In a 25-page letter to the city on July 29, Reynolds questioned why the Suquamish Tribe petition wasn’t defended by the city instead of the city “acceding without contest.” “…Not all shorelines are truly ‘critical’ areas. Over-designation simply deflects attention from other needs, e.g., good municipal storm water control,” he wrote.

City planner Steve Morse said the city’s land-use committee is recommending tabling the CAO ordinance, but will wait first to see if the court ruling is asked for reconsideration by the Aug. 25 cutoff date (after press time). He said all the work done so far and the collected comments will be rolled into the city’s shoreline master planning process that will not be in effect until 2012. The city has until 2011 to create the plan, which then must be approved by DOE. Asked how the court ruling impacts the tribe’s petition, he said the city and tribe lawyers are in discussion. A representative from the tribal council could not be reached for an interview by deadline.

The state Supreme Court’s ruling involves the city of Anacortes, which adopted its first shoreline master plan in 1977. The plans were mandated by the Shoreline Management Act of 1971 as a balanced approach among private ownership, public access, and environmental protection of shorelines. The act required the plans to be updated every seven years, and be approved by Ecology before implementation. Anacortes has since gone through the SMA process.

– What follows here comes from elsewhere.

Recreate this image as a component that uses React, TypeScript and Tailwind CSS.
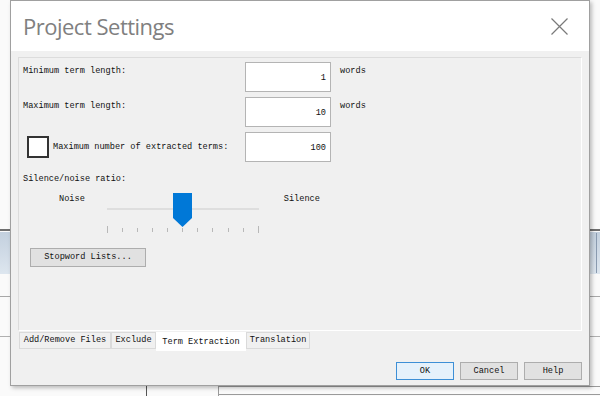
import React from 'react';

const mono = { fontFamily: '"Liberation Mono", "DejaVu Sans Mono", monospace' };

const NumField: React.FC<{ value: string }> = ({ value }) => (
  <div className="w-[86px] h-[30px] bg-white border border-[#b4b4b4] flex items-center justify-end pr-[4px] pt-[3px]">
    {value}
  </div>
);

const Slider: React.FC = () => {
  const ticks = Array.from({ length: 11 }, (_, i) => i);
  return (
    <div className="relative w-[152px] h-[40px]">
      <div className="absolute left-0 right-0 top-[15px] h-[2px] bg-[#dedede]" />
      {ticks.map((i) => (
        <div
          key={i}
          className={`absolute w-px bg-[#b8b8b8] ${i === 0 || i === 10 ? 'top-[33px] h-[7px]' : 'top-[35px] h-[4px]'}`}
          style={{ left: i * 15.1 }}
        />
      ))}
      <svg className="absolute left-[66px] top-0" width="19" height="34" viewBox="0 0 19 34">
        <path d="M0 0H19V25L9.5 34L0 25Z" fill="#0078d7" />
      </svg>
    </div>
  );
};

const Tab: React.FC<{ label: string; active?: boolean; w: string }> = ({ label, active, w }) =>
  active ? (
    <div className={`${w} h-[19px] bg-white flex items-end justify-center pb-[2px]`}>{label}</div>
  ) : (
    <div className={`${w} h-[17px] bg-[#f0f0f0] border border-[#dadada] flex items-center justify-center`}>{label}</div>
  );

export default function App() {
  return (
    <div className="relative w-[600px] h-[396px] overflow-hidden bg-[#fafafa]">
      {/* app behind the dialog */}
      <div className="absolute left-0 right-0 top-[229px] h-[2px] bg-[#6f6f6f]" />
      <div className="absolute left-0 right-0 top-[232px] h-[42px] bg-gradient-to-b from-[#c3d0de] to-[#dde6ef]" />
      <div className="absolute left-[596px] top-[233px] w-px h-[40px] bg-[#8a9bb0]" />
      <div className="absolute left-0 right-0 top-[296px] h-px bg-[#a8a8a8]" />
      <div className="absolute left-0 right-0 top-[336px] h-px bg-[#b0b0b0]" />
      <div className="absolute left-[146px] top-[380px] w-px h-[16px] bg-[#555]" />
      <div className="absolute left-[218px] right-0 top-[386px] h-px bg-[#9a9a9a]" />
      <div className="absolute left-[218px] right-0 top-[394px] h-px bg-[#9a9a9a]" />
      <div className="absolute left-[218px] top-[386px] w-px h-[10px] bg-[#9a9a9a]" />

      {/* dialog window */}
      <div
        className="absolute left-[10px] top-0 w-[580px] h-[386px] border border-[#a0a0a0] bg-[#f0f0f0] flex flex-col shadow-[2px_2px_4px_rgba(0,0,0,0.25)] text-[8.6px] text-[#111]"
        style={mono}
      >
        <div className="h-[50px] bg-white flex items-center justify-between pl-[12px] pr-[21px]">
          <span
            className="text-[22px] tracking-[-0.5px] text-[#808080] leading-none pb-[1px]"
            style={{ fontFamily: '"Open Sans", "Noto Sans", sans-serif' }}
          >
            Project Settings
          </span>
          <svg width="17" height="17" viewBox="0 0 17 17">
            <path d="M0.5 0.5L16.5 16.5M16.5 0.5L0.5 16.5" stroke="#7a7a7a" strokeWidth="1.2" />
          </svg>
        </div>

        <div className="flex-1 flex flex-col pl-[7px] pr-[7px] pt-[6px]">
          {/* tab page */}
          <div className="h-[274px] border border-[#dcdcdc] border-b-white border-r-white flex flex-col pl-[4px] pt-[4px]">
            <div className="flex flex-col gap-[5px]">
              <div className="flex items-start">
                <span className="w-[222px] pt-[3px]">Minimum term length:</span>
                <NumField value="1" />
                <span className="ml-[9px] pt-[3px]">words</span>
              </div>
              <div className="flex items-start">
                <span className="w-[222px] pt-[3px]">Maximum term length:</span>
                <NumField value="10" />
                <span className="ml-[9px] pt-[3px]">words</span>
              </div>
              <div className="flex items-center">
                <div className="w-[222px] flex items-center pl-[4px] gap-[4px]">
                  <div className="w-[22px] h-[22px] bg-white border-2 border-[#333]" />
                  <span>Maximum number of extracted terms:</span>
                </div>
                <NumField value="100" />
              </div>
            </div>

            <div className="mt-[11px]">Silence/noise ratio:</div>

            <div className="flex items-start mt-[7px] pl-[36px]">
              <span className="mt-[0px]">Noise</span>
              <div className="ml-[22px]">
                <Slider />
              </div>
              <span className="ml-[25px] mt-[0px]">Silence</span>
            </div>

            <button className="mt-[15px] ml-[7px] w-[116px] h-[19px] bg-[#e1e1e1] border border-[#adadad] flex items-center justify-center">
              Stopword Lists...
            </button>
          </div>

          {/* tabs */}
          <div className="flex items-start pl-[1px] mt-[1px]">
            <Tab label="Add/Remove Files" w="w-[92px]" />
            <Tab label="Exclude" w="w-[45px]" />
            <Tab label="Term Extraction" w="w-[90px]" active />
            <Tab label="Translation" w="w-[64px]" />
          </div>

          <div className="flex justify-end gap-[6px] mt-[11px]">
            <button className="w-[58px] h-[18px] bg-[#e5f1fb] border border-[#3d8fd6] flex items-center justify-center">OK</button>
            <button className="w-[58px] h-[18px] bg-[#e1e1e1] border border-[#adadad] flex items-center justify-center">Cancel</button>
            <button className="w-[58px] h-[18px] bg-[#e1e1e1] border border-[#adadad] flex items-center justify-center">Help</button>
          </div>
        </div>
      </div>
    </div>
  );
}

A 1995 amendment to the Growth Management Act of 1990 has required local governments to designate and protect critical areas within their jurisdictions, as well as to use “best available science” (an ambiguously contentious term widely disputed by environmentalists, property right advocates and planners alike). Many jurisdictions have been following the critical area ordinance process under the GMA (which has extra levels of protection) for its shoreline planning.

The state Supreme Court ruling says shorelines fall under the SMA based on a 2003 law passed by the state Legislature. In its dissenting opinion, however, Justice Tom Chambers wrote on behalf of the minority, “The majority’s conclusion today is clearly driven by the belief that the Shoreline Management Act of 1971 (SMA), chapter 90.58 RCW, is wiser and more attractive than the GMA… Admittedly, harmonizing the SMA and the GMA is a challenge, both for local governments and this court. However, I must dissent because our role when interpreting statutes, which is all we are called upon to do today, is to implement the intent of the legislature. It is not to evaluate the merits of the legislation.”

The state Supreme Court decision overturns a ruling by Thurston County Superior Court and reinstates a decision by Western Washington Growth Management Hearing Board to a challenge brought by the environmental group Futurewise (formerly known as 1,000 Friends of Washington), among other parties.

It is yet unclear how the ruling will affect other local jurisdictions. A call to the Kitsap County prosecutor’s office, which is reviewing the ruling to see how it may affect the county, was not returned.

People for Puget Sound said in a press release following the ruling that the decision will potentially delay critical area protections until governments update their shoreline master programs between 2009 and 2014, which could result in “further degradation of habitat and water quality.”

Kathy Fletcher, executive director for the organization, stated, “This surprising interpretation makes it that much tougher to save Puget Sound by 2020. The Puget Sound Partnership needs to address this issue right away.” The Puget Sound Partnership is a coalition of citizens and other stakeholders appointed by Gov. Christine Gregoire, who signed a measure in 2007 designed to clean up and restore Puget Sound by 2020.

An attorney for Kitsap Alliance of Property Owners (KAPO), Brian Hodges of Pacific Legal Foundation, said the court decision settles an issue central to KAPO’s appeal to a recent ruling in favor of Kitsap County. The July 2 ruling by a Thurston County Superior Court judge rejected KAPO’s argument that the county’s CAO, revised in 2007, violates property rights. The group said the county should not be designating all shorelines as critical areas.

The revision of Kitsap County’s Critical Area Ordinance increased shoreline buffers from 35 feet to as much as 100 feet in some cases. The county commissioners adopted the regulations despite a recommendation by the county’s Planning Commission (in a 6-3 vote) to not adopt them as written and send them back to the drawing board.

“Our argument (to the court) was that in 2003, the Legislature amended the Growth Management Act to make it clear the Shoreline Management Act was the exclusive means to regulate shoreline properties,” Hodges said. He said the court ruling states exactly what the group’s argument was, that local governments can’t regulate shorelines. He said the deadline for filing a brief in KAPO’s appeal is in a couple of months, at which time the group will seek a speedy review in light of the current ruling.

Reynolds, the Bainbridge Island’s residents’ lawyer, made a similar argument to the city council in a letter dated two days before the state court ruling. The letter stated, “The Owners Group opposes enactment of Ordinance No. 2008-12 in any form. A fundamental basis is their strong belief that regulation of shoreline use and development is exclusively handled under the Shoreline Management Act (the “SMA”), and not the Growth Management Act (“GMA”).” The letter went on to list the ordinance’s many flaws.

Reynolds told the Kitsap Peninsula Business Journal his clients believe they can convince the city council to take a more collaborative approach that also emphasizes voluntary restoration. “I think the city council gets it — they’re interested in a dialog and willing to listen,” he said. If the city council follows the staff lead instead, Reynolds said, “I’ll take them to court and I’ll win.”